Of course, the answer remains why would they? If Disney is defiant in keeping their legacy in check (and desperate to keep others from copying Moore’s cinematic strategy), why would they let this go? They’ve forced day care centers to remove homemade representations of their many memorable characters and issued cease and desist notices to individuals involved in all manner of Mickey related media and merchandising. As a brand, one would imagine the company as being far from corruptible. This is The Walt Disney Studios after all. How could a small, independent film with a limited audience outreach and even smaller fiscal realities actual damage the corporate seal? Even some legal minds believe the company’s redress is limited since Moore actively avoided trademarked materials and other obvious elements.

Other issues abound as well. Few if any of the background participants signed waivers to appear in a commercially distributed film, and as far as anyone knows, Moore and his distributor aren’t planning on blurring out these accidental supporting players (this was something raised by /Film and its writers). Similarly, those with a fondness for Disney may boycott the movie, making sure their agenda stands in the place of the company’s concerns. In fact, this angle is more likely than an actual House of Mouse embargo. With its concentration on mental illness and some decidedly disturbing interpretations of same, once could easily see some national organization butting in where no one asked them too (even the Stutter’s Association took parts of The King’s Speech to task).

Besides, this remains a small fish in the studios massive media ocean. They’ve got flops to figure out, stars to cater to (and consider parting ways with), Star Wars is bubbling away and Marvel is making more money than even Disney’s seasoned bean counters can consider. Letting Escape from Tomorrow come and go without comment or concern would show that the company has grown up, that it’s no longer the nasty overseer demanding that all bow to its all consuming, all consumer whims. Sure, if someone wanted to position their product in a way that would truly undermine the company and its bottom line (say, bootlegging their home video releases), that’s one thing. To watch as audiences either embrace or shrug off Escape from Tomorrow‘s experimentation could rewrite their reputation.

There is a still a couple of weeks before Moore’s movie makes its bow, and hopefully those pulling the strings understand the possible shitstorm at hand. Disney could still demand Escape‘s withdrawal while those “accidental actors” featured could follow suit ala Borat and claim a violation of their own privacy, space, principles, etc.

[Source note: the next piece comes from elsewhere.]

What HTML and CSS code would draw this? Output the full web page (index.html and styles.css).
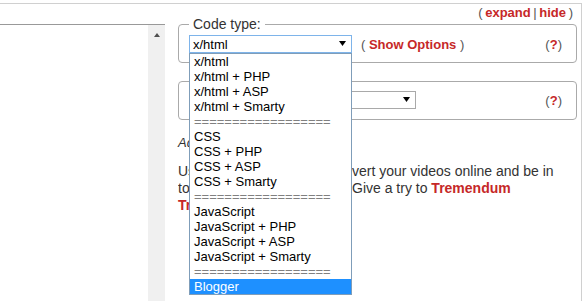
FILE: index.html
```html
<!DOCTYPE html>
<html>
<head>
<meta charset="utf-8">
<link rel="stylesheet" href="styles.css">
</head>
<body>
<div class="page">
  <div class="left">
    <div class="textarea">
      <div class="ta-body"></div>
      <div class="scrollbar"><span class="sb-up"></span></div>
    </div>
  </div>
  <div class="right">
    <div class="toolbar">( <a class="red">expand</a> | <a class="red">hide</a> )</div>
    <fieldset class="box first">
      <legend>Code type:</legend>
      <div class="row">
        <div class="select focused">
          <span class="val">x/html</span>
          <svg class="arrow" width="7" height="5" viewBox="0 0 7 5"><polygon points="0,0 7,0 3.5,5" fill="#000"/></svg>
          <ul class="listbox">
            <li>x/html</li>
            <li>x/html + PHP</li>
            <li>x/html + ASP</li>
            <li>x/html + Smarty</li>
            <li class="sep">==================</li>
            <li>CSS</li>
            <li>CSS + PHP</li>
            <li>CSS + ASP</li>
            <li>CSS + Smarty</li>
            <li class="sep">==================</li>
            <li>JavaScript</li>
            <li>JavaScript + PHP</li>
            <li>JavaScript + ASP</li>
            <li>JavaScript + Smarty</li>
            <li class="sep">==================</li>
            <li class="sel">Blogger</li>
          </ul>
        </div>
        <span class="opt">( <a class="red">Show Options</a> )</span>
        <span class="help">(<a class="red">?</a>)</span>
      </div>
    </fieldset>
    <fieldset class="box second">
      <div class="row">
        <div class="select wide">
          <span class="val"></span>
          <svg class="arrow" width="7" height="5" viewBox="0 0 7 5"><polygon points="0,0 7,0 3.5,5" fill="#000"/></svg>
        </div>
        <span class="help">(<a class="red">?</a>)</span>
      </div>
    </fieldset>
    <p class="note">Advanced</p>
    <p class="promo"><span class="lead">Use it to con</span>vert your videos online and be in<br><span class="lead">touch.</span>Give a try to <b>Tremendum</b><br><b>Transcoder</b></p>
  </div>
</div>
</body>
</html>
```

FILE: styles.css
```css
html, body {
  margin: 0;
  padding: 0;
  background: #fff;
  overflow: hidden;
}
body {
  font-family: "Liberation Sans", Arial, sans-serif;
  color: #333;
  width: 586px;
  height: 301px;
}
.page {
  margin-top: 3px;
  width: 581px;
  height: 297px;
  border-top: 1px solid #d0d0d0;
  border-right: 1px solid #d0d0d0;
  display: flex;
  overflow: hidden;
}
.left {
  flex: none;
  width: 165px;
  padding-top: 20px;
  display: flex;
  flex-direction: column;
}
.textarea {
  flex: 1;
  display: flex;
  border-top: 1px solid #999;
}
.ta-body {
  flex: 1;
}
.scrollbar {
  width: 17px;
  background: #f0f0f0;
  display: flex;
  justify-content: center;
  align-items: flex-start;
  padding-top: 8px;
  box-sizing: border-box;
}
.sb-up {
  width: 0;
  height: 0;
  border-left: 3.5px solid transparent;
  border-right: 3.5px solid transparent;
  border-bottom: 4px solid #505050;
}
.right {
  flex: none;
  width: 399px;
  margin-left: 13px;
}
.red {
  color: #c62828;
  font-weight: bold;
}
.toolbar {
  height: 12px;
  line-height: 18px;
  text-align: right;
  font-size: 13px;
  color: #555;
  padding-right: 4px;
  white-space: nowrap;
  word-spacing: -1px;
}
.box {
  margin: 0;
  padding: 3px 14px 9px 10px;
  border: 1px solid #aaa;
  border-radius: 4px;
  min-width: 0;
}
.box legend {
  padding: 0 4px;
  font-size: 14px;
  line-height: 16px;
  color: #333;
}
.box.second {
  margin-top: 18px;
  padding-top: 9px;
  padding-bottom: 10px;
}
.row {
  display: flex;
  align-items: center;
}
.select {
  position: relative;
  box-sizing: border-box;
  width: 163px;
  height: 18px;
  border: 1px solid #a9a9a9;
  display: flex;
  align-items: center;
  padding: 0 5px 0 3px;
  font-size: 13px;
  color: #000;
  background: #fff;
}
.select.focused {
  border-color: #7eb4ea;
}
.select.wide {
  width: 227px;
}
.select .val {
  flex: 1;
  line-height: 15px;
}
.arrow {
  display: block;
  margin-bottom: 2px;
}
.listbox {
  position: absolute;
  z-index: 10;
  left: -1px;
  top: calc(100% + 1px);
  width: 163px;
  box-sizing: border-box;
  margin: 0;
  padding: 0;
  list-style: none;
  border: 1px solid #7f9db9;
  background: #fff;
  font-size: 13px;
  color: #000;
}
.listbox li {
  height: 15px;
  line-height: 15px;
  padding-left: 4px;
  white-space: nowrap;
  overflow: hidden;
}
.listbox li.sep {
  color: #808080;
}
.listbox li.sel {
  background: #1e90ff;
  color: #fff;
}
.opt {
  margin-left: 9px;
  font-size: 13px;
  color: #555;
  white-space: nowrap;
}
.help {
  margin-left: auto;
  font-size: 13px;
  color: #555;
}
.note {
  margin: 15px 0 0;
  font-style: italic;
  font-size: 13px;
  line-height: 16px;
  color: #333;
}
.promo {
  margin: 12px 0 0;
  font-size: 14px;
  line-height: 17px;
  color: #333;
  white-space: nowrap;
}
.promo b {
  color: #c62828;
}
.lead {
  display: inline-block;
  width: 174px;
  overflow: hidden;
  white-space: nowrap;
  vertical-align: top;
}
```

And there’s no guarantee that viewers will cotton to the end result anyway. Reviews were not unanimous. Many found it amateurish and unexceptional, sledgehammering its symbolism over the heads of its intended audience. Perhaps, as a concept and as a controversy, Escape from Tomorrow will be far more intriguing than the final cut. If and when the majority of us get to see the film, we’ll finally know if the actual film lives up to such speculation and hype - and if Disney did the right thing.